Jean-Claude Bagot qui a son fils dans le peloton, lui, conseillerait d’apprendre à parler plusieurs langues étrangères pour anticiper une reconversion professionnelle. Penses-tu qu’effectivement cette compétence linguistique est un vrai plus en sortie de carrière ?

Etre un athlète, ce n’est pas uniquement gagner des courses et faire des entrainements. C’est aussi une ouverture pour la vie qui vient ensuite. Beaucoup de coureurs apprennent à souffrir avec le vélo, ce qui prépare à l’après vie de cycliste. On apprend à bien se nourrir, à être en bonne santé. Finalement, le sport, c’est un apprentissage de la vie. Il a totalement raison, si on parle beaucoup de langues, on connait différentes cultures donc c’est forcément un avantage.

Si tu devais citer un exemple réussi de reconversion de coureur, lequel citerais-tu ?

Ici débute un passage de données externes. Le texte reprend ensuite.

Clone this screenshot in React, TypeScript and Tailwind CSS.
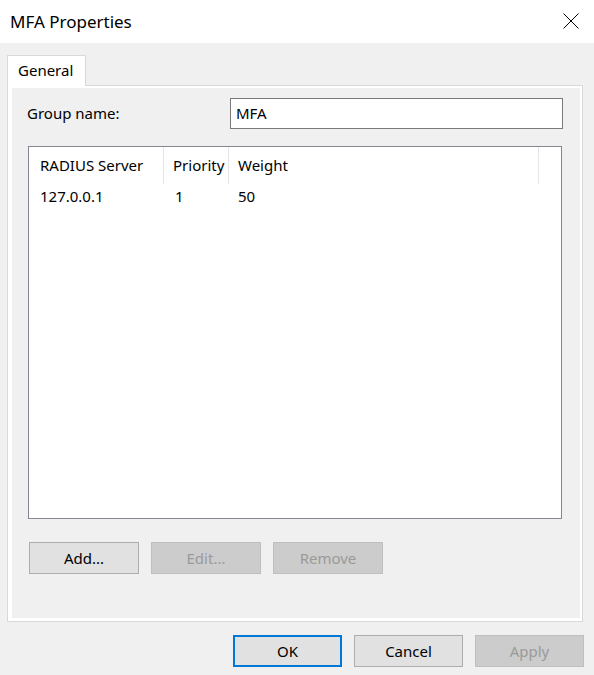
type Btn = { label: string; disabled?: boolean; primary?: boolean; wide?: boolean };

function DialogButton({ label, disabled, primary, wide }: Btn) {
  const base = `h-[32px] ${wide ? "w-[110px]" : "w-[109px]"} flex items-center justify-center text-[15px]`;
  if (disabled) {
    return (
      <div className={`${base} bg-[#cccccc] border border-[#bfbfbf] text-[#9a9a9a]`}>
        {label}
      </div>
    );
  }
  return (
    <div
      className={`${base} bg-[#e1e1e1] text-black ${
        primary ? "border-2 border-[#0078d7]" : "border border-[#adadad]"
      }`}
    >
      {label}
    </div>
  );
}

const servers = [{ host: "127.0.0.1", priority: "1", weight: "50" }];

export default function App() {
  return (
    <div
      className="w-[594px] h-[675px] bg-[#f0f0f0] flex flex-col text-black"
      style={{ fontFamily: '"Noto Sans", "Open Sans", sans-serif' }}
    >
      {/* title bar */}
      <div className="h-[43px] bg-white flex items-center justify-between pl-[10px] pr-[15px]">
        <span className="text-[17px]">MFA Properties</span>
        <svg width="16" height="16" viewBox="0 0 16 16" className="mt-[-1px]">
          <path d="M0.5 0.5 L15.5 15.5 M15.5 0.5 L0.5 15.5" stroke="#000" strokeWidth="1" />
        </svg>
      </div>

      {/* tab strip */}
      <div className="mt-[12px] ml-[7px] flex">
        <div className="h-[31px] w-[79px] bg-white border border-b-0 border-[#d9d9d9] pl-[10px] pt-[3px] text-[15px] relative z-10 -mb-px">
          General
        </div>
      </div>

      {/* tab page */}
      <div className="ml-[7px] mr-[11px] h-[537px] border border-[#d9d9d9] bg-white pl-[4px] pt-[2px] pr-[2px] pb-[3px]">
        <div className="h-full bg-[#f0f0f0] flex flex-col pl-[14px] pr-[17px]">
          <div className="mt-[10px] flex items-center justify-between">
            <span className="text-[15px] pl-[1px]">Group name:</span>
            <div className="w-[333px] h-[31px] bg-white border border-[#7a7a7a] flex items-center pl-[5px] text-[15px]">
              MFA
            </div>
          </div>

          {/* server list */}
          <div className="mt-[17px] ml-[2px] mr-[1px] h-[373px] bg-white border border-[#828790] text-[15px]">
            <div className="flex h-[37px] items-center">
              <div className="w-[135px] pl-[11px] h-full flex items-center border-r border-[#e5e5e5]">
                RADIUS Server
              </div>
              <div className="w-[65px] pl-[9px] h-full flex items-center border-r border-[#e5e5e5]">
                Priority
              </div>
              <div className="w-[310px] pl-[9px] h-full flex items-center border-r border-[#e5e5e5]">
                Weight
              </div>
            </div>
            {servers.map((s) => (
              <div key={s.host} className="flex h-[25px] items-center">
                <div className="w-[135px] pl-[11px]">{s.host}</div>
                <div className="w-[65px] pl-[11px]">{s.priority}</div>
                <div className="pl-[9px]">{s.weight}</div>
              </div>
            ))}
          </div>

          <div className="mt-[23px] ml-[3px] flex gap-[12px]">
            <DialogButton label="Add..." wide />
            <DialogButton label="Edit..." wide disabled />
            <DialogButton label="Remove" wide disabled />
          </div>
        </div>
      </div>

      {/* dialog buttons */}
      <div className="mt-[13px] flex justify-end gap-[12px] pr-[10px]">
        <DialogButton label="OK" primary />
        <DialogButton label="Cancel" />
        <DialogButton label="Apply" disabled />
      </div>
    </div>
  );
}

C’est une question difficile ! C’est plus facile pour un grand champion comme Eddy Merckx de se reconvertir que pour un cycliste moins connu. Je pense juste que la reconversion se passe bien si on garde les pieds sur terre. Je pense qu’il faut 3 ou 4 ans avant de pouvoir juger un processus de reconversion. Ce processus se travailler avec la famille et doit être pensé en fonction de la personnalité de chacun.